Kihn was born in Baltimore and moved to San Francisco and then Berkeley in 1974, checking out a music scene that started in the 1960s in Haight Ashbury. While groups such as the Grateful Dead and Santana made their names with long jams, Kihn preferred short, sweet, everyman music, influenced by the Beatles, the Kinks and, later, Bruce Springsteen.

He opened for the Rolling Stones during their 1981 tour and regularly opened for the Bay Area’s Journey. On the tour route, when Journey’s singer Steve Perry couldn’t do interviews, Kihn stood in for him.

“He loved radio and was a DJ at junior college in Baltimore,” Jackson says. “It was always one of his passions. On that tour he learned it was important to be a good interviewee and they would ask for him again. He learned if you were a good guest you could be a good host.”

Kihn’s music, on albums that played on his name, such as RocKihnroll, earned him heavy rotation on MTV in the 1980s.

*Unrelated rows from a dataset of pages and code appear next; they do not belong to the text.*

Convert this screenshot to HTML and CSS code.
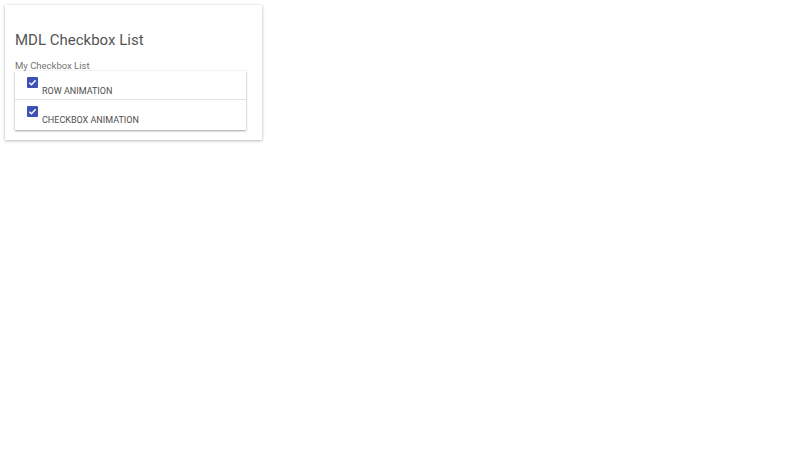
FILE: index.html
```html
<!DOCTYPE html>
<html>
<head>
<meta charset="utf-8">
<link rel="stylesheet" href="styles.css">
</head>
<body>
<div class="card">
  <h2 class="title">MDL Checkbox List</h2>
  <div class="caption">My Checkbox List</div>
  <ul class="list">
    <li class="row">
      <span class="box"><svg viewBox="0 0 12 12" width="11" height="11"><path d="M2.6 6.2 L4.9 8.4 L9.4 3.6" fill="none" stroke="#fff" stroke-width="1.6"/></svg></span>
      <span class="label">ROW ANIMATION</span>
    </li>
    <li class="row">
      <span class="box"><svg viewBox="0 0 12 12" width="11" height="11"><path d="M2.6 6.2 L4.9 8.4 L9.4 3.6" fill="none" stroke="#fff" stroke-width="1.6"/></svg></span>
      <span class="label">CHECKBOX ANIMATION</span>
    </li>
  </ul>
</div>
</body>
</html>
```
FILE: styles.css
```css
html, body { margin: 0; padding: 0; background: #fff; }
body { font-family: Roboto, "Liberation Sans", sans-serif; }
.card {
  margin: 5px;
  width: 257px;
  height: 135px;
  box-sizing: border-box;
  padding: 25px 10px 0 10px;
  background: #fff;
  box-shadow: 0 1px 3px rgba(0,0,0,0.25), 0 0 2px rgba(0,0,0,0.08);
}
.title {
  margin: 0;
  font-size: 15px;
  font-weight: 400;
  line-height: 20px;
  color: #555;
}
.caption {
  margin-top: 9px;
  padding-top: 1px;
  font-size: 9.5px;
  line-height: 11px;
  color: #757575;
}
.list {
  list-style: none;
  margin: 0;
  padding: 0;
  width: 231px;
  background: #fff;
  box-shadow: 0 1px 2px rgba(0,0,0,0.35), 0 0 2px rgba(0,0,0,0.08);
}
.row {
  height: 29px;
  box-sizing: border-box;
  display: flex;
  align-items: flex-start;
  padding: 6px 0 0 12px;
  border-bottom: 1px solid #e4e4e4;
}
.row:last-child { border-bottom: none; height: 30px; }
.box {
  width: 11px;
  height: 11px;
  background: #3f51b5;
  border-radius: 1px;
  display: flex;
}
.label {
  margin-left: 4px;
  margin-top: 9px;
  font-size: 9px;
  line-height: 10px;
  color: #4e4e4e;
}
```
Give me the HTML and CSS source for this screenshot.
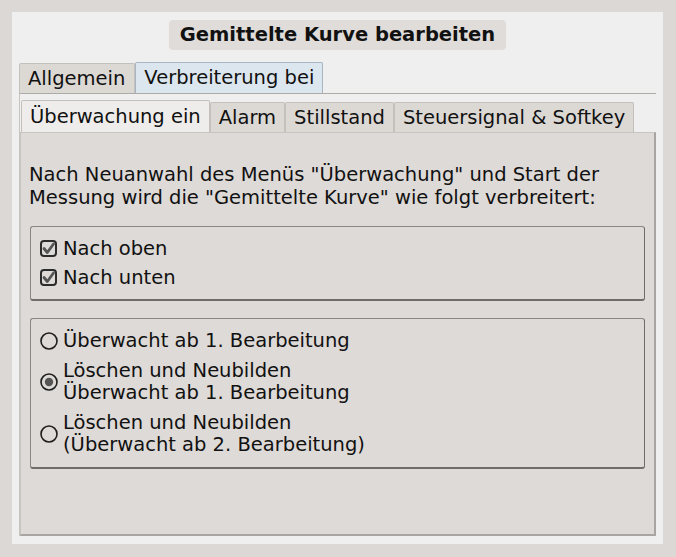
FILE: index.html
```html
<!DOCTYPE html>
<html lang="de">
<head>
<meta charset="utf-8">
<title>Gemittelte Kurve bearbeiten</title>
<link rel="stylesheet" href="styles.css">
</head>
<body>
<div class="panel">
  <div class="title-row"><div class="title">Gemittelte Kurve bearbeiten</div></div>
  <div class="outer">
    <div class="tabbar outer-tabs">
      <div class="tab">Allgemein</div>
      <div class="tab selected-blue">Verbreiterung bei</div>
    </div>
    <div class="outer-pane">
      <div class="tabbar inner-tabs">
        <div class="tab selected">Überwachung ein</div>
        <div class="tab">Alarm</div>
        <div class="tab">Stillstand</div>
        <div class="tab">Steuersignal &amp; Softkey</div>
      </div>
      <div class="inner-pane">
        <p class="intro">Nach Neuanwahl des Menüs "Überwachung" und Start der Messung wird die "Gemittelte Kurve" wie folgt verbreitert:</p>
        <div class="group checks">
          <div class="row">
            <span class="ind"><svg width="17" height="17" viewBox="0 0 17 17"><rect x="1" y="1" width="15" height="15" rx="3" fill="#dedad7" stroke="#2b2b2b" stroke-width="2"/><path d="M4 8.5 L7.3 12.5 L13.5 4" fill="none" stroke="#555" stroke-width="2.8" stroke-linecap="round" stroke-linejoin="round"/></svg></span>
            <span>Nach oben</span>
          </div>
          <div class="row">
            <span class="ind"><svg width="17" height="17" viewBox="0 0 17 17"><rect x="1" y="1" width="15" height="15" rx="3" fill="#dedad7" stroke="#2b2b2b" stroke-width="2"/><path d="M4 8.5 L7.3 12.5 L13.5 4" fill="none" stroke="#555" stroke-width="2.8" stroke-linecap="round" stroke-linejoin="round"/></svg></span>
            <span>Nach unten</span>
          </div>
        </div>
        <div class="group radios">
          <div class="row">
            <span class="ind"><svg width="18" height="18" viewBox="0 0 18 18"><circle cx="9" cy="9" r="8" fill="#dedad7" stroke="#1e1e1e" stroke-width="1.6"/></svg></span>
            <span>Überwacht ab 1. Bearbeitung</span>
          </div>
          <div class="row">
            <span class="ind"><svg width="18" height="18" viewBox="0 0 18 18"><circle cx="9" cy="9" r="8" fill="#dedad7" stroke="#1e1e1e" stroke-width="1.6"/><circle cx="9" cy="9" r="4.2" fill="#555"/></svg></span>
            <span>Löschen und Neubilden<br>Überwacht ab 1. Bearbeitung</span>
          </div>
          <div class="row">
            <span class="ind"><svg width="18" height="18" viewBox="0 0 18 18"><circle cx="9" cy="9" r="8" fill="#dedad7" stroke="#1e1e1e" stroke-width="1.6"/></svg></span>
            <span>Löschen und Neubilden<br>(Überwacht ab 2. Bearbeitung)</span>
          </div>
        </div>
      </div>
    </div>
  </div>
</div>
</body>
</html>
```
FILE: styles.css
```css
html, body {
  margin: 0;
  padding: 0;
  background: #dcd8d5;
  font-family: "DejaVu Sans", "Noto Sans", sans-serif;
  font-size: 19.5px;
  color: #111;
}
.panel {
  margin: 12px;
  width: 651px;
  height: 532px;
  box-sizing: border-box;
  background: #efefef;
  padding: 8px 7px 8px 7px;
  display: flex;
  flex-direction: column;
}
.title-row {
  display: flex;
  justify-content: center;
}
.title {
  background: #dfdcd9;
  border-radius: 4px;
  height: 30px;
  line-height: 30px;
  padding: 0 11px;
  font-weight: bold;
}
.outer {
  margin-top: 12px;
  flex: 1;
  display: flex;
  flex-direction: column;
}
.tabbar {
  display: flex;
  align-items: flex-end;
}
.tab {
  box-sizing: border-box;
  padding: 0 8px;
  background: #dcd8d4;
  border: 1px solid #c4c0bc;
  border-bottom: none;
  border-radius: 2px 2px 0 0;
  white-space: nowrap;
}
.outer-tabs .tab {
  height: 30px;
  line-height: 30px;
}
.outer-tabs .tab:first-child {
  padding-right: 9px;
}
.outer-tabs .tab.selected-blue {
  height: 31px;
  background: #dce6ee;
  border-color: #a9b6c1;
}
.outer-pane {
  flex: 1;
  border-top: 1px solid #aeaaa6;
  border-left: 1px solid #c8c4c0;
  padding: 6px 0 0 1px;
  display: flex;
  flex-direction: column;
}
.inner-tabs .tab {
  height: 30px;
  line-height: 30px;
}
.inner-tabs .tab.selected {
  height: 32px;
  line-height: 32px;
  background: #efedeb;
}
.inner-pane {
  flex: 1;
  background: #dedad7;
  border: 1px solid #c8c4c0;
  border-right: 2px solid #a9a5a1;
  border-bottom: 2px solid #a9a5a1;
  margin-left: -1px;
  padding: 30px 9px 0 8px;
}
.intro {
  margin: 0;
  line-height: 23px;
}
.group {
  margin: 17px 0 0 1px;
  width: 615px;
  box-sizing: border-box;
  border: 1px solid #8a8683;
  border-right-color: #6f6c69;
  border-bottom: 2px solid #6f6c69;
  border-radius: 3px;
  padding-left: 9px;
}
.checks {
  padding-top: 7px;
  padding-bottom: 7px;
}
.checks .row {
  height: 29px;
}
.radios {
  padding-top: 11px;
  padding-bottom: 11px;
  display: flex;
  flex-direction: column;
  gap: 8px;
}
.row {
  display: flex;
  align-items: center;
  line-height: 22px;
}
.checks .ind {
  width: 17px;
  height: 17px;
  margin-right: 6px;
}
.radios .ind {
  width: 18px;
  height: 18px;
  margin-right: 5px;
}
.ind svg {
  display: block;
}
```
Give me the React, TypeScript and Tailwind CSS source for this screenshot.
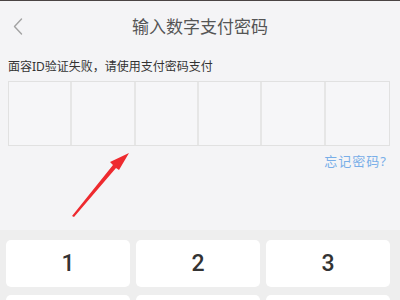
import React from "react";

const font = { fontFamily: '"Noto Sans", "Noto Sans CJK SC", sans-serif' };

export default function App() {
  // only the first row's labels show; the second row is cut by the window edge
  const keys = ["1", "2", "3", "", "", ""];

  return (
    <div className="relative w-[400px] h-[300px] overflow-hidden bg-[#f4f4f6] flex flex-col" style={font}>
      <div className="h-[1px] bg-[#4a4444] shrink-0" />

      {/* header */}
      <div className="relative h-[51px] shrink-0 flex items-center justify-center">
        <svg className="absolute left-[13px] top-[17px]" width="10" height="17" viewBox="0 0 10 17" fill="none">
          <path d="M8.5 1 L1.5 8.5 L8.5 16" stroke="#a3a3a3" strokeWidth="1.4" strokeLinecap="round" strokeLinejoin="round" />
        </svg>
        <span className="text-[17px] text-[#555] leading-none -mt-[1px]">输入数字支付密码</span>
      </div>

      {/* password area */}
      <div className="px-2">
        <p className="text-[12px] leading-[16px] text-[#333] mt-[7px]">面容ID验证失败，请使用支付密码支付</p>
        <div className="mt-[6px] w-[382px] h-[65px] grid grid-cols-6 border border-[#e1e1e1] divide-x-2 divide-[#e6e6e6] bg-[#f6f6f8]">
          {[0, 1, 2, 3, 4, 5].map((i) => (
            <div key={i} />
          ))}
        </div>
        <div className="flex justify-end pr-[5px] mt-[6px]">
          <span className="text-[13px] leading-[18px] text-[#78aee8] tracking-[1px]">忘记密码?</span>
        </div>
      </div>

      <div className="flex-1" />

      {/* keypad */}
      <div className="h-[70px] shrink-0 bg-[#eeeeee] pl-[6px] pr-[10px] pt-[10px] grid grid-cols-3 gap-x-[6px] gap-y-[8px] content-start">
        {keys.map((k, i) => (
          <div key={i} className="h-[47px] rounded-[5px] bg-white flex items-center justify-center">
            {k && (
              <span className="text-[23px] leading-none text-[#333] font-medium" style={{ fontFamily: "Roboto, sans-serif" }}>{k}</span>
            )}
          </div>
        ))}
      </div>

      {/* annotation arrow */}
      <svg className="absolute left-0 top-0 pointer-events-none" width="400" height="300" viewBox="0 0 400 300">
        <polygon points="72,216 74,217 116,168 119,170 129,153 110,162 113,165" fill="#ee2a2f" />
      </svg>
    </div>
  );
}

His hits included “The Breakup Song,” which reached No. 15 on the Billboard chart in 1981, and “Jeopardy,” which hit No. 2 in 1983.

His novels, which were mixtures of music and horror, included 1996’s Horror Show, a salute to old creature features; 1998’s Shade of Pale and Big Rock Beat; and 1999’s Mojo Hand, in which blues man Robert Johnson was found to be still alive and working in a fast-food joint.

He was one of a handful of rock stars, including Alice Cooper and Ted Nugent, who turned to radio broadcasting, but he was the only one who lasted 15 years in the most important morning slot.

He is survived by wife Jay Arafiles-Kihn, son Ryan Kihn, daughter Alexis Harrington-Kihn, grandsons Nate Harrington-Kihn and Zuri Harrington-Kihn, and sister Laura Otremba.

Jackson didn’t suspect Kihn was ailing until recently at a radio awards show when his colleague didn’t laugh at any of the jokes being told. “And they were really funny,” Jackson says.